We do have a webinar playback available on how to calculate geographical risks because there is not a standard list anywhere that you can use. And so, our presenter, Laurie Kelly had gone through how you can use different tools, including Transparency International, TRACE, and a few others on how to calculate geographical risk.
Q: Is there a way to create an internal company watch list as some high-risk persons may not receive a match or alert?
A: I hear it a lot and I definitely hear financial institutions making their own homegrown watch lists and sharing it internally. Yes, absolutely. So we have that capability, it’s called Custom List. So essentially any type of list that the customers maintain, we are able to process that and do screenings against that specific source of data.
Q: How long is the calibration period when onboarding a customer?
A: Building the rule sets, we like to give customers a tried and true starting point. And I’d say within, in truth, you know, depending on how much my AML/BSA team wants to dig into it a week has certainly been sufficient for their testing purposes. Everybody has different kind of risk tolerances. But if you’re already familiar with public records data, this really isn’t very complicated. It is just putting a filter on the data you want to see.

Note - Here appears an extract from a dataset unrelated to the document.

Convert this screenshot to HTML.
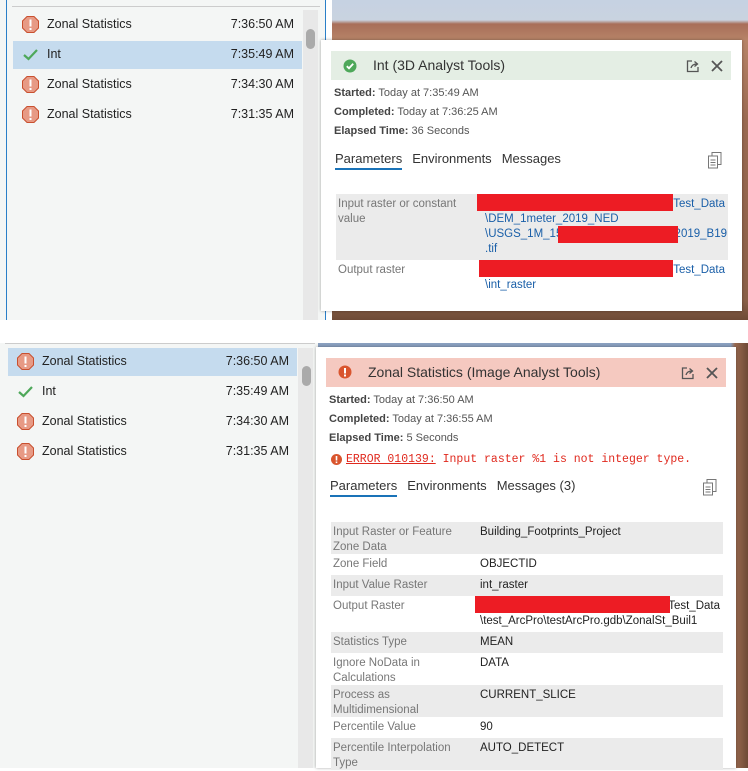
<!DOCTYPE html>
<html><head><style>
*{margin:0;padding:0;box-sizing:border-box}
body{width:748px;height:768px;position:relative;overflow:hidden;background:#fff;font-family:"Liberation Sans",sans-serif;font-size:12px;color:#222}
.abs{position:absolute}
.panel{background:#f4f6f5}
.row{position:absolute;height:29px;line-height:29px;font-size:12.5px;color:#222}
.row .t{position:absolute;right:8px}
.row .n{position:absolute;left:34px}
.ic{position:absolute;left:9px;top:6px;width:17px;height:17px}
.pop{background:#fff;box-shadow:0 0 3px rgba(0,0,0,.35)}
.hdr{position:absolute;height:29px;font-size:14px;line-height:29px;color:#333}
.meta{position:absolute;font-size:11px;color:#555;line-height:19px}
.meta b{color:#444}
.tabs{position:absolute;font-size:13px;color:#333}
.tabs span{margin-right:10px}
.tabs .a{border-bottom:2px solid #1a73b8;padding-bottom:2px}
.tbl{position:absolute;font-size:11.5px;line-height:15px}
.tr{position:relative;padding:3px 0}
.tr.g{background:#ebebeb}
.k{color:#777;width:136px;display:inline-block;vertical-align:top;padding-left:2px}
.v{position:absolute;left:149px;top:3px;color:#222;white-space:nowrap}
.red{background:#ed1c24;position:absolute}
.link{color:#1a5fa8}
</style></head><body>
<!-- TOP -->
<div class="abs" style="left:332px;top:0;width:416px;height:320px;background:linear-gradient(#c6d2e2 0,#c9d3e0 20px,#a86e58 24px,#b78468 40px,#9a6a52 120px,#8a6048 300px,#6e4a36 320px)"></div>
<div class="abs panel" style="left:0;top:0;width:326px;height:320px"></div>
<div class="abs" style="left:6px;top:0;width:1px;height:320px;background:#2a7fc8"></div>
<div class="abs" style="left:325px;top:0;width:1px;height:320px;background:#2a7fc8"></div>
<div class="abs" style="left:12px;top:6px;width:308px;height:1px;background:#ccc"></div>
<div class="abs" style="left:303px;top:10px;width:15px;height:310px;background:#e8e8e8"></div>
<div class="abs" style="left:306px;top:29px;width:9px;height:20px;border-radius:5px;background:#aaa"></div>
<div class="abs" style="left:13px;top:41px;width:289px;height:28px;background:#c5dbee"></div>

<svg width="0" height="0" style="position:absolute"><defs>
<g id="err"><polygon points="5,0.5 12,0.5 16.5,5 16.5,12 12,16.5 5,16.5 0.5,12 0.5,5" fill="#e79a85" stroke="#c9502f" stroke-width="1"/><rect x="7.5" y="3.5" width="2" height="7" fill="#fff"/><rect x="7.5" y="12" width="2" height="2" fill="#fff"/></g>
<g id="ok"><path d="M2 9 L6.5 13 L15 4" stroke="#4ea85a" stroke-width="2.2" fill="none"/></g>
</defs></svg>

<div class="row" style="left:13px;top:10px;width:289px"><svg class="ic"><use href="#err"/></svg><span class="n">Zonal Statistics</span><span class="t">7:36:50 AM</span></div>
<div class="row" style="left:13px;top:40px;width:289px"><svg class="ic"><use href="#ok"/></svg><span class="n">Int</span><span class="t">7:35:49 AM</span></div>
<div class="row" style="left:13px;top:70px;width:289px"><svg class="ic"><use href="#err"/></svg><span class="n">Zonal Statistics</span><span class="t">7:34:30 AM</span></div>
<div class="row" style="left:13px;top:100px;width:289px"><svg class="ic"><use href="#err"/></svg><span class="n">Zonal Statistics</span><span class="t">7:31:35 AM</span></div>

<div class="abs pop" style="left:321px;top:40px;width:421px;height:271px"></div>
<div class="hdr" style="left:331px;top:51px;width:400px;background:#e4eee4">
<svg class="abs" style="left:12px;top:8px" width="14" height="14"><circle cx="7" cy="7" r="6.5" fill="#4ea85a"/><path d="M3.8 7.2 L6 9.3 L10.2 4.8" stroke="#fff" stroke-width="1.8" fill="none"/></svg>
<span class="abs" style="left:42px">Int (3D Analyst Tools)</span>
<svg class="abs" style="left:355px;top:8px" width="14" height="14"><path d="M6 2H1.5V12.5H12V8" stroke="#555" stroke-width="1.3" fill="none"/><path d="M5 9 Q6 5 11 5 M8.5 2.5 L11.5 5 L8.5 7.5" stroke="#555" stroke-width="1.3" fill="none"/></svg>
<svg class="abs" style="left:380px;top:9px" width="12" height="12"><path d="M1 1L11 11M11 1L1 11" stroke="#555" stroke-width="1.8"/></svg>
</div>
<div class="meta" style="left:334px;top:84px"><b>Started:</b> Today at 7:35:49 AM<br><b>Completed:</b> Today at 7:36:25 AM<br><b>Elapsed Time:</b> 36 Seconds</div>
<div class="tabs" style="left:335px;top:151px"><span class="a">Parameters</span><span>Environments</span><span>Messages</span></div>
<svg class="abs" style="left:708px;top:152px" width="14" height="17"><rect x="4" y="0.5" width="9" height="12" fill="#fff" stroke="#777"/><rect x="0.5" y="4" width="9" height="12" fill="#fff" stroke="#777"/><path d="M2.5 8h5M2.5 10.5h5M2.5 13h5" stroke="#777"/></svg>
<div class="tbl" style="left:336px;top:194px;width:392px">
<div class="tr g" style="height:66px"><span class="k">Input raster or constant value</span>
<span class="abs link" style="right:3px;top:3px">Test_Data</span>
<span class="abs link" style="left:149px;top:18px">\DEM_1meter_2019_NED</span>
<span class="abs link" style="left:149px;top:33px">\USGS_1M_15</span>
<span class="abs link" style="right:1px;top:33px">2019_B19</span>
<span class="abs link" style="left:149px;top:48px">.tif</span>
<div class="red" style="left:141px;top:0;width:196px;height:17px"></div><div class="red" style="left:222px;top:32px;width:120px;height:17px"></div></div>
<div class="tr" style="height:36px"><span class="k">Output raster</span>
<span class="abs link" style="right:3px;top:3px">Test_Data</span>
<span class="abs link" style="left:149px;top:18px">\int_raster</span>
<div class="red" style="left:143px;top:0;width:194px;height:17px"></div></div>
</div>

<!-- BOTTOM -->
<div class="abs" style="left:316px;top:343px;width:432px;height:425px;background:linear-gradient(90deg,#8aa0c0 0,#8aa0c0 96%,#9a6a50 97%,#6e4a36 100%)"></div>
<div class="abs panel" style="left:0;top:343px;width:318px;height:425px"></div>
<div class="abs" style="left:5px;top:343px;width:310px;height:1px;background:#ccc"></div>
<div class="abs" style="left:298px;top:348px;width:15px;height:420px;background:#e8e8e8"></div>
<div class="abs" style="left:302px;top:366px;width:9px;height:20px;border-radius:5px;background:#aaa"></div>
<div class="abs" style="left:8px;top:348px;width:289px;height:28px;background:#c5dbee"></div>
<div class="row" style="left:8px;top:347px;width:289px"><svg class="ic"><use href="#err"/></svg><span class="n">Zonal Statistics</span><span class="t">7:36:50 AM</span></div>
<div class="row" style="left:8px;top:377px;width:289px"><svg class="ic"><use href="#ok"/></svg><span class="n">Int</span><span class="t">7:35:49 AM</span></div>
<div class="row" style="left:8px;top:407px;width:289px"><svg class="ic"><use href="#err"/></svg><span class="n">Zonal Statistics</span><span class="t">7:34:30 AM</span></div>
<div class="row" style="left:8px;top:437px;width:289px"><svg class="ic"><use href="#err"/></svg><span class="n">Zonal Statistics</span><span class="t">7:31:35 AM</span></div>

<div class="abs pop" style="left:316px;top:347px;width:420px;height:421px"></div>
<div class="hdr" style="left:326px;top:358px;width:400px;background:#f5c9c0">
<svg class="abs" style="left:12px;top:7px" width="14" height="14"><circle cx="7" cy="7" r="6.5" fill="#d9552e"/><rect x="6" y="3" width="2" height="5.5" fill="#fff"/><rect x="6" y="9.5" width="2" height="2" fill="#fff"/></svg>
<span class="abs" style="left:42px">Zonal Statistics (Image Analyst Tools)</span>
<svg class="abs" style="left:355px;top:8px" width="14" height="14"><path d="M6 2H1.5V12.5H12V8" stroke="#555" stroke-width="1.3" fill="none"/><path d="M5 9 Q6 5 11 5 M8.5 2.5 L11.5 5 L8.5 7.5" stroke="#555" stroke-width="1.3" fill="none"/></svg>
<svg class="abs" style="left:380px;top:9px" width="12" height="12"><path d="M1 1L11 11M11 1L1 11" stroke="#555" stroke-width="1.8"/></svg>
</div>
<div class="meta" style="left:329px;top:391px"><b>Started:</b> Today at 7:36:50 AM<br><b>Completed:</b> Today at 7:36:55 AM<br><b>Elapsed Time:</b> 5 Seconds</div>
<svg class="abs" style="left:331px;top:454px" width="11" height="11"><circle cx="5.5" cy="5.5" r="5.5" fill="#d9552e"/><rect x="4.7" y="2" width="1.6" height="4.5" fill="#fff"/><rect x="4.7" y="7.5" width="1.6" height="1.6" fill="#fff"/></svg>
<div class="abs" style="left:346px;top:453px;font-family:'Liberation Mono',monospace;font-size:11.5px;color:#e0291e"><u>ERROR 010139:</u> Input raster %1 is not integer type.</div>
<div class="tabs" style="left:330px;top:478px"><span class="a">Parameters</span><span>Environments</span><span>Messages (3)</span></div>
<svg class="abs" style="left:703px;top:479px" width="14" height="17"><rect x="4" y="0.5" width="9" height="12" fill="#fff" stroke="#777"/><rect x="0.5" y="4" width="9" height="12" fill="#fff" stroke="#777"/><path d="M2.5 8h5M2.5 10.5h5M2.5 13h5" stroke="#777"/></svg>
<div class="tbl" style="left:331px;top:522px;width:392px">
<div class="tr g" style="height:32px"><span class="k">Input Raster or Feature Zone Data</span><span class="v">Building_Footprints_Project</span></div>
<div class="tr" style="height:21px"><span class="k">Zone Field</span><span class="v">OBJECTID</span></div>
<div class="tr g" style="height:21px"><span class="k">Input Value Raster</span><span class="v">int_raster</span></div>
<div class="tr" style="height:36px"><span class="k">Output Raster</span><span class="abs" style="right:3px;top:3px">Test_Data</span><span class="abs" style="left:149px;top:18px">\test_ArcPro\testArcPro.gdb\ZonalSt_Buil1</span><div class="red" style="left:144px;top:0;width:195px;height:17px"></div></div>
<div class="tr g" style="height:21px"><span class="k">Statistics Type</span><span class="v">MEAN</span></div>
<div class="tr" style="height:32px"><span class="k">Ignore NoData in Calculations</span><span class="v">DATA</span></div>
<div class="tr g" style="height:32px"><span class="k">Process as<br>Multidimensional</span><span class="v">CURRENT_SLICE</span></div>
<div class="tr" style="height:21px"><span class="k">Percentile Value</span><span class="v">90</span></div>
<div class="tr g" style="height:32px"><span class="k">Percentile Interpolation Type</span><span class="v">AUTO_DETECT</span></div>
</div>
</body></html>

And I think the more the industry starts talking. Like I said, this is actually not new technology. This has been here. It’s being used in many spaces, typically more FinTech, but it’s just one of those things where it’s one of the hats you have to wear in the AML/BSA space. You have to know technology now and how to, you know, work with it. But truthfully, we have not seen it taking huge amounts of time to do tools like this.
Once all the rules are created, the validations, and the definitions, then it is a straightforward process just to enable that into Alessa.
Q: Can Alessa risk rate info as it relates to sanctions group followed by your specific jurisdiction?
A: It would be able to do that. Leveraging the tools we’re talking about, if they included our global sanctions data.
We have a risk profile module that is enabled in a customer’s implementation of Alessa. You can define the different factors, the weight, and how it is going to be affected. Whether it’s, for example, a hit on a sanctions list, maybe an ID verification fail, or maybe a transaction monitoring flag, how are those weights are going to affect the overall score? So yes, we have a flexible risk profile that can be implemented into Alessa that is completely aligned to their risk profile or risk-based approach.
Q: Does Alessa allow you to access reports gathered by other compliance officers as it relates to specific name clients via name ID and date of birth?
A: As part of the case management capabilities of Alessa, there is the capability to escalate, reassign, and the relying on different people. You can share the alert, you can share the case with other members, with other compliance officers so they can augment and maybe compliment that specific investigation process. So, yes, you define the roles, the privileges, and what type of access they will have into Alessa.